══ Material provided ══

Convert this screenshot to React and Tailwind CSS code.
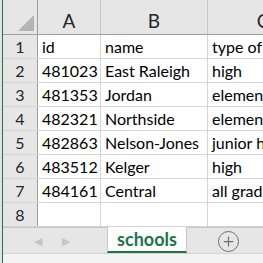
import { Plus } from 'lucide-react'

const rows = [
    ['id', 'name', 'type of'],
    ['481023', 'East Raleigh', 'high'],
    ['481353', 'Jordan', 'elemen'],
    ['482321', 'Northside', 'elemen'],
    ['482863', 'Nelson-Jones', 'junior h'],
    ['483512', 'Kelger', 'high'],
    ['484161', 'Central', 'all grad'],
    ['', '', ''],
]

const font = { fontFamily: 'Lato, "Liberation Sans", sans-serif' }

export default function App() {
    return (
        <div className="flex h-[263px] w-[263px] overflow-hidden bg-white" style={font}>
            {/* window edge */}
            <div className="w-[2px] bg-[#e3e3e3] flex-shrink-0" />
            <div className="w-px bg-[#217346] flex-shrink-0" />

            <div className="flex-1 flex flex-col overflow-hidden">
                {/* column headers */}
                <div className="flex h-[35px] flex-shrink-0 bg-[#e6e6e6] border-b border-[#9f9f9f] text-[19px] leading-none text-[#262626]">
                    <div className="w-[35px] flex-shrink-0 border-r border-[#9f9f9f] flex items-end justify-end pr-[3px] pb-[3px]">
                        <div className="w-0 h-0 border-l-[16px] border-l-transparent border-b-[16px] border-b-[#b4b4b4]" />
                    </div>
                    <div className="w-[63px] flex-shrink-0 border-r border-[#c8c8c8] flex items-end justify-center pb-[4px]">A</div>
                    <div className="w-[107px] flex-shrink-0 border-r border-[#c8c8c8] flex items-end justify-center pb-[4px]">B</div>
                    <div className="w-[110px] flex-shrink-0 flex items-end justify-center pb-[4px]">C</div>
                </div>

                {/* rows */}
                {rows.map((r, i) => (
                    <div key={i} className="flex h-[24px] flex-shrink-0 border-b border-[#d4d4d4] text-[16px] leading-none">
                        <div className="w-[35px] flex-shrink-0 bg-[#e6e6e6] border-r border-[#9f9f9f] flex items-center justify-center text-[#262626]">{i + 1}</div>
                        <div className="w-[63px] flex-shrink-0 border-r border-[#d4d4d4] flex items-center pl-[4px] whitespace-nowrap overflow-hidden">{r[0]}</div>
                        <div className="w-[107px] flex-shrink-0 border-r border-[#d4d4d4] flex items-center pl-[4px] whitespace-nowrap overflow-hidden">{r[1]}</div>
                        <div className="w-[110px] flex-shrink-0 flex items-center pl-[4px] whitespace-nowrap overflow-hidden">{r[2]}</div>
                    </div>
                ))}

                {/* sheet tabs */}
                <div className="flex h-[26px] flex-shrink-0 bg-[#e6e6e6] border-t border-[#c8c8c8]">
                    <div className="w-[104px] flex-shrink-0 flex items-center gap-[20px] pl-[31px] pt-[2px] text-[#c6c6c6] text-[11px]">
                        <span>◀</span>
                        <span>▶</span>
                    </div>
                    <div className="w-[80px] flex-shrink-0 -mt-px bg-white border-x border-[#c8c8c8] border-b-2 border-b-[#217346] flex items-center justify-center font-bold text-[18px] text-[#217346]">schools</div>
                    <div className="flex-1 flex items-center pl-[31px] pt-[2px]">
                        <Plus className="w-[21px] h-[21px] rounded-full border-[1.5px] border-[#6f6f6f] text-[#6f6f6f] p-[2px]" strokeWidth={2} />
                    </div>
                </div>
                <div className="flex-1 bg-[#f3f3f3] border-t border-[#d4d4d4]" />
            </div>
        </div>
    )
}
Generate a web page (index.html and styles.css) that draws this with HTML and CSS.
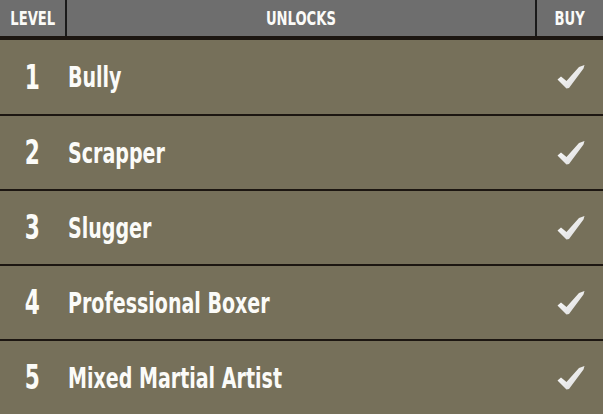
FILE: index.html
```html
<!DOCTYPE html>
<html>
<head>
<meta charset="utf-8">
<link rel="stylesheet" href="styles.css">
</head>
<body>
<div class="table">
  <div class="head">
    <div class="hcell level"><span class="cond">LEVEL</span></div>
    <div class="hcell unlocks"><span class="cond">UNLOCKS</span></div>
    <div class="hcell buy"><span class="cond">BUY</span></div>
  </div>
  <div class="row first">
    <div class="num"><span class="cond">1</span></div>
    <div class="name"><span class="cond">Bully</span></div>
    <div class="check"><svg viewBox="0 0 28 24" width="28" height="24"><defs><linearGradient id="g" x1="0" y1="0" x2="1" y2="1"><stop offset="0" stop-color="#ffffff"/><stop offset="1" stop-color="#d8d8d8"/></linearGradient></defs><path d="M0.5 14.5 L4 11.5 L9.5 16 L22 2 L27.5 0 L26.5 3.5 L12 23 L9.5 23.5 Z" fill="url(#g)"/></svg></div>
  </div>
  <div class="row">
    <div class="num"><span class="cond">2</span></div>
    <div class="name"><span class="cond">Scrapper</span></div>
    <div class="check"><svg viewBox="0 0 28 24" width="28" height="24"><path d="M0.5 14.5 L4 11.5 L9.5 16 L22 2 L27.5 0 L26.5 3.5 L12 23 L9.5 23.5 Z" fill="url(#g)"/></svg></div>
  </div>
  <div class="row">
    <div class="num"><span class="cond">3</span></div>
    <div class="name"><span class="cond">Slugger</span></div>
    <div class="check"><svg viewBox="0 0 28 24" width="28" height="24"><path d="M0.5 14.5 L4 11.5 L9.5 16 L22 2 L27.5 0 L26.5 3.5 L12 23 L9.5 23.5 Z" fill="url(#g)"/></svg></div>
  </div>
  <div class="row">
    <div class="num"><span class="cond">4</span></div>
    <div class="name"><span class="cond">Professional Boxer</span></div>
    <div class="check"><svg viewBox="0 0 28 24" width="28" height="24"><path d="M0.5 14.5 L4 11.5 L9.5 16 L22 2 L27.5 0 L26.5 3.5 L12 23 L9.5 23.5 Z" fill="url(#g)"/></svg></div>
  </div>
  <div class="row">
    <div class="num"><span class="cond">5</span></div>
    <div class="name"><span class="cond">Mixed Martial Artist</span></div>
    <div class="check"><svg viewBox="0 0 28 24" width="28" height="24"><path d="M0.5 14.5 L4 11.5 L9.5 16 L22 2 L27.5 0 L26.5 3.5 L12 23 L9.5 23.5 Z" fill="url(#g)"/></svg></div>
  </div>
</div>
</body>
</html>
```
FILE: styles.css
```css
html, body {
  margin: 0;
  padding: 0;
  background: #76705a;
}
body {
  width: 603px;
  height: 414px;
  overflow: hidden;
  font-family: "DejaVu Sans Condensed", "DejaVu Sans", sans-serif;
  font-weight: bold;
  color: #fbfbf8;
}
.table {
  display: flex;
  flex-direction: column;
}
.cond {
  display: inline-block;
  transform: scaleX(0.73);
  transform-origin: center center;
  white-space: nowrap;
}
.head {
  display: grid;
  grid-template-columns: 65px 1fr 66px;
  height: 36px;
  background: #6e6e6e;
  border-bottom: 4px solid #1c1611;
}
.hcell {
  display: flex;
  align-items: center;
  justify-content: center;
  font-size: 20px;
}
.unlocks {
  border-left: 2px solid #1a1a1a;
  border-right: 2px solid #1a1a1a;
}
.row {
  display: grid;
  grid-template-columns: 65px 1fr 66px;
  align-items: center;
  height: 73px;
  background: #76705a;
  border-top: 2px solid #1c1611;
}
.row.first {
  height: 74px;
  border-top: none;
}
.num {
  text-align: center;
  font-size: 33px;
}
.name {
  padding-left: 3px;
  font-size: 29px;
}
.name .cond {
  transform-origin: left center;
}
.check {
  display: flex;
  justify-content: center;
  padding-left: 2px;
}
.check svg {
  display: block;
}
```
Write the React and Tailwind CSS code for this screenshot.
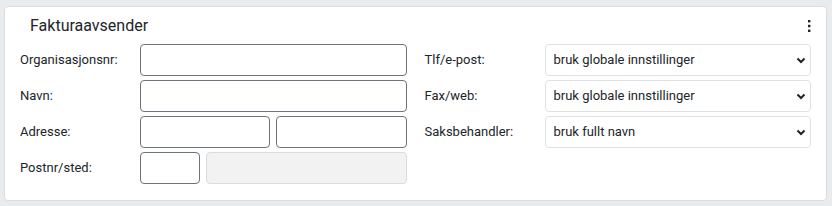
import React from 'react';

function Field({ label, children }) {
  return (
    <div className="flex items-center h-8">
      <label className="w-[120px] shrink-0 text-[13px] text-[#212529]">{label}</label>
      <div className="flex-1 flex gap-[6px] h-full">{children}</div>
    </div>
  );
}

function Input({ className = '', disabled }) {
  return (
    <input
      disabled={disabled}
      className={
        'h-full rounded-[4px] border outline-none ' +
        (disabled ? 'bg-[#f2f2f2] border-[#dcdcdc] ' : 'bg-white border-[#6c757d] ') +
        className
      }
    />
  );
}

function Select({ value }) {
  return (
    <div className="relative flex-1 h-full">
      <select
        defaultValue={value}
        className="appearance-none w-full h-full rounded-[4px] border border-[#dee2e6] bg-white pl-2 text-[13px] text-[#212529] outline-none"
      >
        <option>{value}</option>
      </select>
      <svg
        className="absolute right-[5px] top-1/2 -translate-y-1/2 pointer-events-none"
        width="10"
        height="8"
        viewBox="0 0 10 8"
      >
        <path d="M1.5 2.5 L5 6 L8.5 2.5" fill="none" stroke="#212529" strokeWidth="2" />
      </svg>
    </div>
  );
}

export default function App() {
  return (
    <div className="bg-[#e9ecef] min-h-[206px] pt-[6px] pl-[4px] pr-[5px] pb-[6px]" style={{ fontFamily: 'Roboto, "Liberation Sans", sans-serif' }}>
      <div className="bg-white border border-[#dadde0] rounded-[4px] px-[15px] pb-4">
        <div className="flex items-center justify-between h-[37px]">
          <h2 className="pl-[10px] text-[16px] text-[#212529] pt-[1px]">Fakturaavsender</h2>
          <svg width="4" height="14" viewBox="0 0 4 14">
            <rect x="1" y="1" width="2.4" height="2.4" fill="#212529" />
            <rect x="1" y="5.8" width="2.4" height="2.4" fill="#212529" />
            <rect x="1" y="10.6" width="2.4" height="2.4" fill="#212529" />
          </svg>
        </div>
        <div className="grid grid-cols-2 gap-x-[18px]">
          <div className="flex flex-col gap-1">
            <Field label="Organisasjonsnr:">
              <Input className="flex-1 w-full" />
            </Field>
            <Field label="Navn:">
              <Input className="flex-1 w-full" />
            </Field>
            <Field label="Adresse:">
              <Input className="flex-1 w-0" />
              <Input className="flex-1 w-0" />
            </Field>
            <Field label="Postnr/sted:">
              <Input className="w-[60px]" />
              <Input className="flex-1 w-0" disabled />
            </Field>
          </div>
          <div className="flex flex-col gap-1">
            <Field label="Tlf/e-post:">
              <Select value="bruk globale innstillinger" />
            </Field>
            <Field label="Fax/web:">
              <Select value="bruk globale innstillinger" />
            </Field>
            <Field label="Saksbehandler:">
              <Select value="bruk fullt navn" />
            </Field>
          </div>
        </div>
      </div>
    </div>
  );
}
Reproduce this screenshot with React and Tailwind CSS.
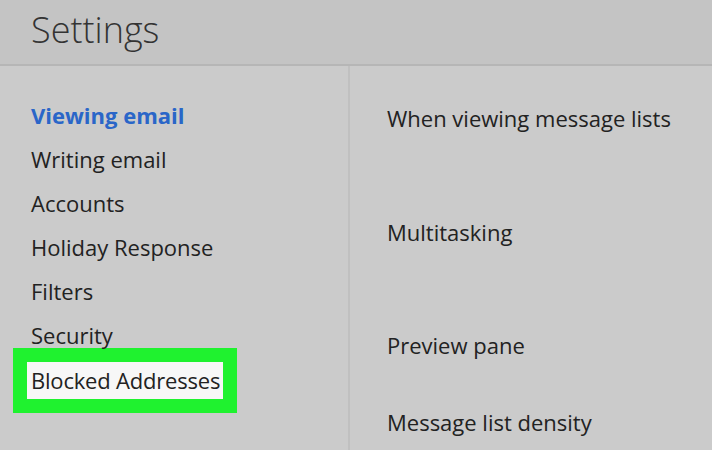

═══

Pick out each line that holds the string "with".

> _Completed exercise_
Generate a web page (index.html and styles.css) that draws this with HTML and CSS.
Reproduce this screenshot with React and Tailwind CSS.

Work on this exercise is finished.